Outra hipótese, cada vez mais fortalecida, é que essas secas e ondas de calor devastadoras -além da própria intensidade e frequência aumentada de El Niños- sejam produto, ao menos em parte, do aquecimento global. Fazer essa atribuição de causa e efeito, contudo, é uma das maiores dificuldades vividas pelos estudiosos do clima.
Três pesquisadores da Universidade de Connecticut (EUA) se debruçaram sobre a seca de 2016 na Amazônia.

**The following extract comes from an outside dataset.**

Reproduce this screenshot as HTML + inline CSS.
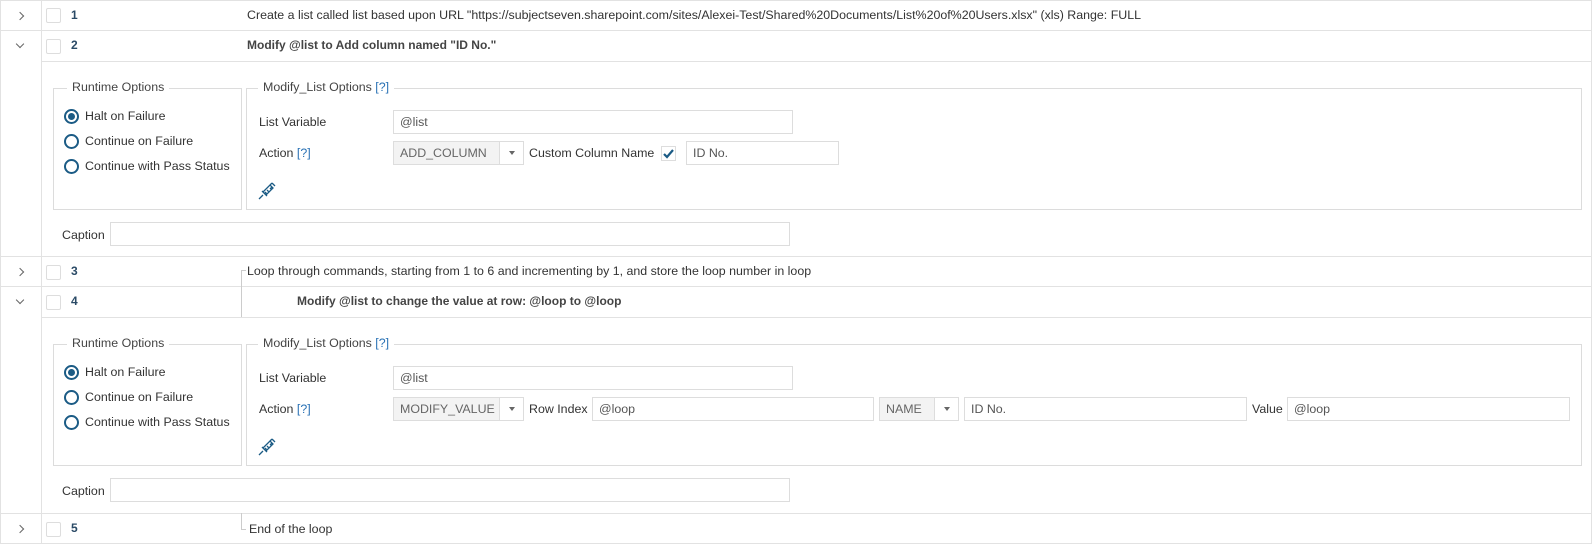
<!DOCTYPE html>
<html><head><meta charset="utf-8"><style>
*{box-sizing:border-box;margin:0;padding:0}
body{width:1592px;height:544px;background:#fff;font-family:"Liberation Sans","DejaVu Sans",sans-serif;font-size:12.4px;color:#333;position:relative;overflow:hidden}
.a{position:absolute}
.hl{position:absolute;left:0;width:1592px;height:1px;background:#e2e2e2}
.hl2{position:absolute;left:41px;width:1551px;height:1px;background:#e2e2e2}
.cb{position:absolute;left:46px;width:15px;height:15px;border:1px solid #ddd;border-radius:2px;background:#fff}
.num{position:absolute;left:71px;font-weight:bold;color:#2a4a66;font-size:12px}
.chev{position:absolute;left:14px;width:12px;height:12px}
.chev:after{content:"";position:absolute;left:3px;top:3px;width:5px;height:5px;border-right:1.3px solid #666;border-bottom:1.3px solid #666;transform:rotate(-45deg)}
.chev.d:after{transform:rotate(45deg);top:1px}
.fs{position:absolute;border:1px solid #dcdcdc}
.lg{position:absolute;background:#fff;padding:0 5px;font-size:12.4px;color:#444}
.inp{position:absolute;border:1px solid #ddd;height:24px;background:#fff;padding:4px 6px;font-size:12.4px;color:#555}
.sel{position:absolute;border:1px solid #ddd;height:24px;background:#f3f3f3;padding:4px 6px;font-size:12.4px;color:#666}
.sel i{position:absolute;right:0;top:0;width:24px;height:22px;border-left:1px solid #ddd;background:#fff}
.sel i:after{content:"";position:absolute;left:9px;top:9px;border:3px solid transparent;border-top:4px solid #666}
.rad{position:absolute;width:15px;height:15px;border:2px solid #1b5b85;border-radius:50%}
.rad.on:after{content:"";position:absolute;left:2px;top:2px;width:7px;height:7px;border-radius:50%;background:#1b5b85}
.q{color:#2a72b5}
.lbl{position:absolute;font-size:12.4px;color:#333}
.b{font-weight:bold;color:#444;font-size:12px}
</style></head><body>
<div class="a" style="left:0;top:0;width:1px;height:544px;background:#e2e2e2"></div>
<div class="a" style="left:1591px;top:0;width:1px;height:544px;background:#e2e2e2"></div>
<div class="a" style="left:41px;top:0;width:1px;height:544px;background:#e2e2e2"></div>
<div class="hl" style="top:0"></div>
<div class="hl" style="top:30px"></div>
<div class="hl2" style="top:61px"></div>
<div class="hl" style="top:256px"></div>
<div class="hl" style="top:286px"></div>
<div class="hl2" style="top:317px"></div>
<div class="hl" style="top:513px"></div>
<div class="hl" style="top:543px"></div>

<div class="chev" style="top:10px"></div>
<div class="cb" style="top:8px"></div>
<div class="num" style="top:8px">1</div>
<div class="a" style="left:247px;top:8px">Create a list called list based upon URL "https://subjectseven.sharepoint.com/sites/Alexei-Test/Shared%20Documents/List%20of%20Users.xlsx" (xls) Range: FULL</div>
<div class="chev d" style="top:40px"></div>
<div class="cb" style="top:39px"></div>
<div class="num" style="top:38px">2</div>
<div class="a b" style="left:247px;top:38px">Modify @list to Add column named "ID No."</div>

<div class="fs" style="left:53px;top:88px;width:189px;height:122px"></div>
<div class="lg" style="left:67px;top:80px">Runtime Options</div>
<div class="rad on" style="left:64px;top:109px"></div><div class="lbl" style="left:85px;top:109px">Halt on Failure</div>
<div class="rad" style="left:64px;top:134px"></div><div class="lbl" style="left:85px;top:134px">Continue on Failure</div>
<div class="rad" style="left:64px;top:159px"></div><div class="lbl" style="left:85px;top:159px">Continue with Pass Status</div>
<div class="fs" style="left:246px;top:88px;width:1336px;height:122px"></div>
<div class="lg" style="left:258px;top:80px">Modify_List Options <span class="q">[?]</span></div>
<div class="lbl" style="left:259px;top:115px">List Variable</div>
<div class="inp" style="left:393px;top:110px;width:400px">@list</div>
<div class="lbl" style="left:259px;top:146px">Action <span class="q">[?]</span></div>
<div class="sel" style="left:393px;top:141px;width:131px">ADD_COLUMN<i></i></div>
<div class="lbl" style="left:529px;top:146px">Custom Column Name</div>
<div class="a" style="left:661px;top:146px;width:15px;height:15px;border:1px solid #ddd"></div>
<svg class="a" style="left:662px;top:147px" width="13" height="13" viewBox="0 0 13 13"><path d="M2 7l3 3 6-7" fill="none" stroke="#1b5b85" stroke-width="2.2"/></svg>
<div class="inp" style="left:686px;top:141px;width:153px">ID No.</div>
<svg class="a" style="left:257px;top:182px" width="20" height="18" viewBox="0 0 20 18" fill="none" stroke="#1b5b85" stroke-width="1.3"><path d="M2 17l4-4M5 9l5 5M6 10l7-7 3 3-7 7zM13 3l2-2M15 1l3 3M15 5l-2 2M8 10l1.5 1.5M10 8l1.5 1.5"/></svg>
<div class="lbl" style="left:62px;top:228px">Caption</div>
<div class="inp" style="left:110px;top:222px;width:680px"></div>

<div class="chev" style="top:266px"></div>
<div class="cb" style="top:265px"></div>
<div class="num" style="top:264px">3</div>
<div class="a" style="left:241px;top:270px;width:1px;height:47px;background:#ccc"></div>
<div class="a" style="left:241px;top:270px;width:5px;height:1px;background:#ccc"></div>
<div class="a" style="left:247px;top:264px">Loop through commands, starting from 1 to 6 and incrementing by 1, and store the loop number in loop</div>
<div class="chev d" style="top:296px"></div>
<div class="cb" style="top:295px"></div>
<div class="num" style="top:294px">4</div>
<div class="a b" style="left:297px;top:294px">Modify @list to change the value at row: @loop to @loop</div>

<div class="fs" style="left:53px;top:344px;width:189px;height:122px"></div>
<div class="lg" style="left:67px;top:336px">Runtime Options</div>
<div class="rad on" style="left:64px;top:365px"></div><div class="lbl" style="left:85px;top:365px">Halt on Failure</div>
<div class="rad" style="left:64px;top:390px"></div><div class="lbl" style="left:85px;top:390px">Continue on Failure</div>
<div class="rad" style="left:64px;top:415px"></div><div class="lbl" style="left:85px;top:415px">Continue with Pass Status</div>
<div class="fs" style="left:246px;top:344px;width:1336px;height:122px"></div>
<div class="lg" style="left:258px;top:336px">Modify_List Options <span class="q">[?]</span></div>
<div class="lbl" style="left:259px;top:371px">List Variable</div>
<div class="inp" style="left:393px;top:366px;width:400px">@list</div>
<div class="lbl" style="left:259px;top:402px">Action <span class="q">[?]</span></div>
<div class="sel" style="left:393px;top:397px;width:131px">MODIFY_VALUE<i></i></div>
<div class="lbl" style="left:529px;top:402px">Row Index</div>
<div class="inp" style="left:592px;top:397px;width:282px">@loop</div>
<div class="sel" style="left:879px;top:397px;width:80px">NAME<i></i></div>
<div class="inp" style="left:964px;top:397px;width:283px">ID No.</div>
<div class="lbl" style="left:1252px;top:402px">Value</div>
<div class="inp" style="left:1287px;top:397px;width:283px">@loop</div>
<svg class="a" style="left:257px;top:438px" width="20" height="18" viewBox="0 0 20 18" fill="none" stroke="#1b5b85" stroke-width="1.3"><path d="M2 17l4-4M5 9l5 5M6 10l7-7 3 3-7 7zM13 3l2-2M15 1l3 3M15 5l-2 2M8 10l1.5 1.5M10 8l1.5 1.5"/></svg>
<div class="lbl" style="left:62px;top:484px">Caption</div>
<div class="inp" style="left:110px;top:478px;width:680px"></div>

<div class="chev" style="top:523px"></div>
<div class="cb" style="top:522px"></div>
<div class="num" style="top:521px">5</div>
<div class="a" style="left:241px;top:513px;width:1px;height:17px;background:#ccc"></div>
<div class="a" style="left:241px;top:529px;width:5px;height:1px;background:#ccc"></div>
<div class="a" style="left:249px;top:522px">End of the loop</div>
</body></html>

Amir Erfanian, Guiling Wang e Lori Fomenko concluíram que apenas o El Niño é insuficiente para explicar a intensidade do estresse hídrico enfrentado pela floresta equatorial no período, mais intenso do que o ocorrido nas recentes secas de 2005 e 2010.
Os autores do estudo sugerem que devem estar em ação outros fatores para agravar a falta de chuvas, como o desmatamento (em alta nos últimos dois anos) e o próprio aquecimento global.
Há sete e 12 anos, ganharam o mundo imagens de barcos encalhados nos rios amazônicos. Agora, ninguém parece ligar muito.
A indiferença com tal retrocesso é diretamente proporcional ao sucesso da bancada ruralista em retroceder -nos governos Dilma e Temer- tudo que fora conquistado na área ambiental em anos anteriores.